You might think I’d have had enough of kitchen redesign for the moment and for the most part I have. (Oh how I want my dishwasher wired, my hood installed, the shelves mounted, the tiling done! Oh how long it is taking to wrap those final details! Oh please hurry!) But something in the article’s photos caught my eye as I stood at my dark gray quartz counters set over cherry slab-door cabinetry: Ms. Thomas’s own cherry slab-door cabinetry underneath slightly darker gray soapstone counters. That, and the fact that she, too, had rejected upper cabinets. I peered closer, into the text of the article: “‘…I wanted the walls to be free of upper cabinets for an open feeling.’ So the bulky cabinets came out and expansive new windows went in, brightening the space.”
It seemed like the right call when I made the decision to go upper cabinet-free along the long – almost 20-feet – main wall of our kitchen. I arrived here first through aesthetics: I love the calm that envelops me as I stand in the midst of a kitchen of low horizontal lines. The feeling of openness Ms. Thomas describes is real – a physical reaction – and, to me, soothing. But as I began contemplating the decision, I also began to envision a day when I wouldn’t have to grab a step ladder every time I needed to set the table. And then there was the matter of lightness and brightness and cheer. We have a ceiling-height row of windows along that wall that let in a lot of beautiful natural light, light that had been somewhat obstructed by the protruding cabinetry. The very end of the galley in particular always felt dark, claustrophobic, and, quite honestly, unsettling; I never liked being down there (too bad, for that’s where the sink lived). In a redesign, I wanted light to flow everywhere, I wanted to like being in all parts of my kitchen, and so the decision to say goodbye to cabinets was a practical one as well. At least for me.
Some people find the idea odd, and would no more allow their kitchen to forgo the storage space provided by upper cabinets than they would walk out their front door without pants. Our builder, bless him, prefers adjectives such as bold or brave or unusual when he talks to his other clients about the kitchen he is making for us.

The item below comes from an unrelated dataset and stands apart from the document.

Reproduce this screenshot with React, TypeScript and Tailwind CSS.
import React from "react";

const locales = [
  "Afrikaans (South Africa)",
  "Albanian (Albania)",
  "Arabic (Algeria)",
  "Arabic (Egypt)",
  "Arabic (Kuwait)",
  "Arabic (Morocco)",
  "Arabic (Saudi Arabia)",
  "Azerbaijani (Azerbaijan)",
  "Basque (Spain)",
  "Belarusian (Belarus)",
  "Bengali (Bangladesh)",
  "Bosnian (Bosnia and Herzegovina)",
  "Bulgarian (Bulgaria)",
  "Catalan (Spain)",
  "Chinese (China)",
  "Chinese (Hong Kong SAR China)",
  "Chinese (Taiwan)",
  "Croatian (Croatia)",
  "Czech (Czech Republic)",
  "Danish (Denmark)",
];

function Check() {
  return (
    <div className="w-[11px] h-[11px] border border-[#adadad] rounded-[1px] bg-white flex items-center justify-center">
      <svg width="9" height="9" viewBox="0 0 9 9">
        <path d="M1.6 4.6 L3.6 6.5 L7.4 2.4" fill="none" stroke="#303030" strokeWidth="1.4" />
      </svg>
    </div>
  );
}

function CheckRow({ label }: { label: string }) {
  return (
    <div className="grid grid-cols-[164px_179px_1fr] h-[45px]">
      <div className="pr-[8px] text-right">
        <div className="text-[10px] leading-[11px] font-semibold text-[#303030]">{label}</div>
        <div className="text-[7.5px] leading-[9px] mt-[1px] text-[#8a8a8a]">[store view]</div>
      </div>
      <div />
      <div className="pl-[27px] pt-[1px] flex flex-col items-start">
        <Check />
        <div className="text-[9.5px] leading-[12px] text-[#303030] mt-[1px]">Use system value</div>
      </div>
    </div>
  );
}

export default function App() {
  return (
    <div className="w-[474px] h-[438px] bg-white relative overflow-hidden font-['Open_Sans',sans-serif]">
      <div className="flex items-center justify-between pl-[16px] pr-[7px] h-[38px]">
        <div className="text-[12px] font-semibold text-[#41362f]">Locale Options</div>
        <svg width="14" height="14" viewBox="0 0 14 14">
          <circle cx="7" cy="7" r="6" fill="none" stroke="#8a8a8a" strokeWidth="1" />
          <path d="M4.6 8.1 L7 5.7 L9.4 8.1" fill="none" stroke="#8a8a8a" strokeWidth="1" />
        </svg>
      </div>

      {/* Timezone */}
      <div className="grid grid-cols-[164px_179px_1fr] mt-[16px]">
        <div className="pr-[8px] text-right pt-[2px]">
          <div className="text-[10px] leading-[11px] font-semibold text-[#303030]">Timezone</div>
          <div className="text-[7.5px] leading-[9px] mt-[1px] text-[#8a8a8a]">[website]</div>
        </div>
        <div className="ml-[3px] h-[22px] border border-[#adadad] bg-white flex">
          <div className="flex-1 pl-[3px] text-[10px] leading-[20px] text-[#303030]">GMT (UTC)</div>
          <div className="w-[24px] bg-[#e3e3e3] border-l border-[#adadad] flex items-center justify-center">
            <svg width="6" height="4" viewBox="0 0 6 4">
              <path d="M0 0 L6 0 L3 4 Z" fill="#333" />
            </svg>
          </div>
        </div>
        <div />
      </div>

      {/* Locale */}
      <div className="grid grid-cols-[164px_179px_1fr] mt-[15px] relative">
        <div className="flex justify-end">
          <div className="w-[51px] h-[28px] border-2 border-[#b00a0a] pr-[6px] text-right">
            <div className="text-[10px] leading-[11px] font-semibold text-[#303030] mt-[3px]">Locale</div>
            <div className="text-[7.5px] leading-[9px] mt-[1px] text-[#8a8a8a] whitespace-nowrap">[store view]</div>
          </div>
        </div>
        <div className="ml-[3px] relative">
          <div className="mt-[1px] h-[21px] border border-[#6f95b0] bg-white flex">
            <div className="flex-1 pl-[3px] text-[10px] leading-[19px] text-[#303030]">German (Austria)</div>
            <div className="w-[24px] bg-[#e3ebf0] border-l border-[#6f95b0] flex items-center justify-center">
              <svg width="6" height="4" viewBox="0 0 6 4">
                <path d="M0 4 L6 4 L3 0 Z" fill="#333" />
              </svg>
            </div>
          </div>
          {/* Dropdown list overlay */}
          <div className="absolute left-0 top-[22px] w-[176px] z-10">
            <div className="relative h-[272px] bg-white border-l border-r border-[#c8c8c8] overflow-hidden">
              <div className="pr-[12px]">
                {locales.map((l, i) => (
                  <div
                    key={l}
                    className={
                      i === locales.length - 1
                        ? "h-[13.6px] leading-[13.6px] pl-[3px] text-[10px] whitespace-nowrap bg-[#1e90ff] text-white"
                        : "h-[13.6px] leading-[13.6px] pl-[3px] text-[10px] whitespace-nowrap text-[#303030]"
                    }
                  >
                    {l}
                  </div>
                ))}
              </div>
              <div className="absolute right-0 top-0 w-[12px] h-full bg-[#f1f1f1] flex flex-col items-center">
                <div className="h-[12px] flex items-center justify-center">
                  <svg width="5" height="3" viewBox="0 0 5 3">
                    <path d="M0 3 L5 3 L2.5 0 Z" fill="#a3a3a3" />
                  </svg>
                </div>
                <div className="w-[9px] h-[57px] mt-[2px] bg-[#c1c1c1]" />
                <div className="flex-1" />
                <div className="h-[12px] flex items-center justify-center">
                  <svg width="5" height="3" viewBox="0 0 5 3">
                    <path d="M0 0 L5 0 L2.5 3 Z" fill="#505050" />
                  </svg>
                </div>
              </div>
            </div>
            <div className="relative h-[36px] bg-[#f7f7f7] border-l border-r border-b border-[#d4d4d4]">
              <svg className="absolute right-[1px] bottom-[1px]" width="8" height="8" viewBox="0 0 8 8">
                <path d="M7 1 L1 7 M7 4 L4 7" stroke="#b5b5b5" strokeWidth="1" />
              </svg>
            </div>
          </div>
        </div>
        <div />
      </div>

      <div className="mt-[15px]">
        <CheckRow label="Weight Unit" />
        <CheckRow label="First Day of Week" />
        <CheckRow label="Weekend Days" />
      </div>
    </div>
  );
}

I don’t know that the kitchen is any of these things, odd or bold or unusual. I don’t even think the Thomas home or mine is in any way part of a new design trend toward cherry and stone, flat front slabs and cupboard-free kitchens. Perhaps all the similarities simply indicate a trend of taking time to consider the space at hand and how a family uses that space, what we like and don’t, what works, what doesn’t, all with the aim of getting rid of what doesn’t and being able to walk every day into what does. I call it the trend of trusting instincts. This trend is a keeper, I think.

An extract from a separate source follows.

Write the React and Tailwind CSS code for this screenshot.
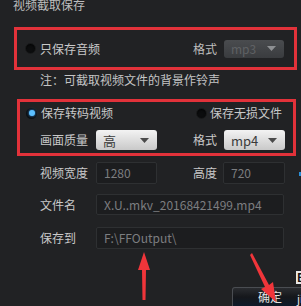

Plum and Custard Tart Squares
I originally made the following recipe as a peach custard tart with peach slices turned into the Greek yoghurt-based custard and some crumbs scattered over the top. When I got some plums in my CSA share last week, I changed the recipe a bit (used all the crust crumbs for the base crust instead of crust and crumble topping; made one and one-half the amount of custard; cut back on the sugar; laid the fruit on top (for a less rustic finished look) and the recipe was equally delicious. This recipe is an easy one yielding an elegant dessert, and would work equally well with raspberries or blackberries and lime zest instead of lemon. I think if I make it again with peaches, I might add some mace or nutmeg to the custard instead of the vanilla bean paste. I used a 9×9-inch pan but you could also use for a 9-inch round deep tart pan with removable bottom. The square pan, however, made 16 perfect servings, each with topped with a plum half. Beautiful.
For the crust:
- 1-1/2 cups all purpose flour
- scant 3/4 cup sugar
- 1/4 tsp. salt
- zest of 1 small lemon
- 12 Tbsp. chilled butter
Preheat the oven to 350. Spray a 9-inch square pan lightly with non stick spray.
Alternately you may use a 9-inch round (1-1/2 to 2-inches deep) false bottom tart pan. In this case, line the outside with a sheet of aluminum foil to prevent leaks.
Combine the flour, sugar, salt and lemon zest together in the bowl of a food processor fitted with metal blade. Pulse 2 or 3 times to combine. Add the chilled butter cut up into small cubes, and process until the mixture resembles coarse meal. Pat the mixture into the bottom of the prepared pan. Bake for 15-18 minutes or until lightly golden and just set. Remove shell from the oven and let cool for a few minutes while you assemble the fruit and custard filling.
For the filling:
- 3 large eggs
- 1/3 cup sugar
- 1 1/2 cups Greek yogurt (I used non-fat and it worked fine)
- pinch of salt
- 1 tsp. vanilla bean paste
- 16 small red plums or prune plums, halved and pitted (alternately 1 pound fresh berries)
Wipe the bowl and blade of the food processor and reattach to the base. Place the eggs, sugar, yogurt, flour, salt, and vanilla into the food processor and pulse to blend well.
Reduce the oven heat to 325 degrees. Place the plum halves over the par-baked tart shell in four rows of four, and then gently pour the custard around the halves. Bake in the center of the preheated oven until the fruit is cooked and the custard sets, about 45 minutes. Let cool before slicing.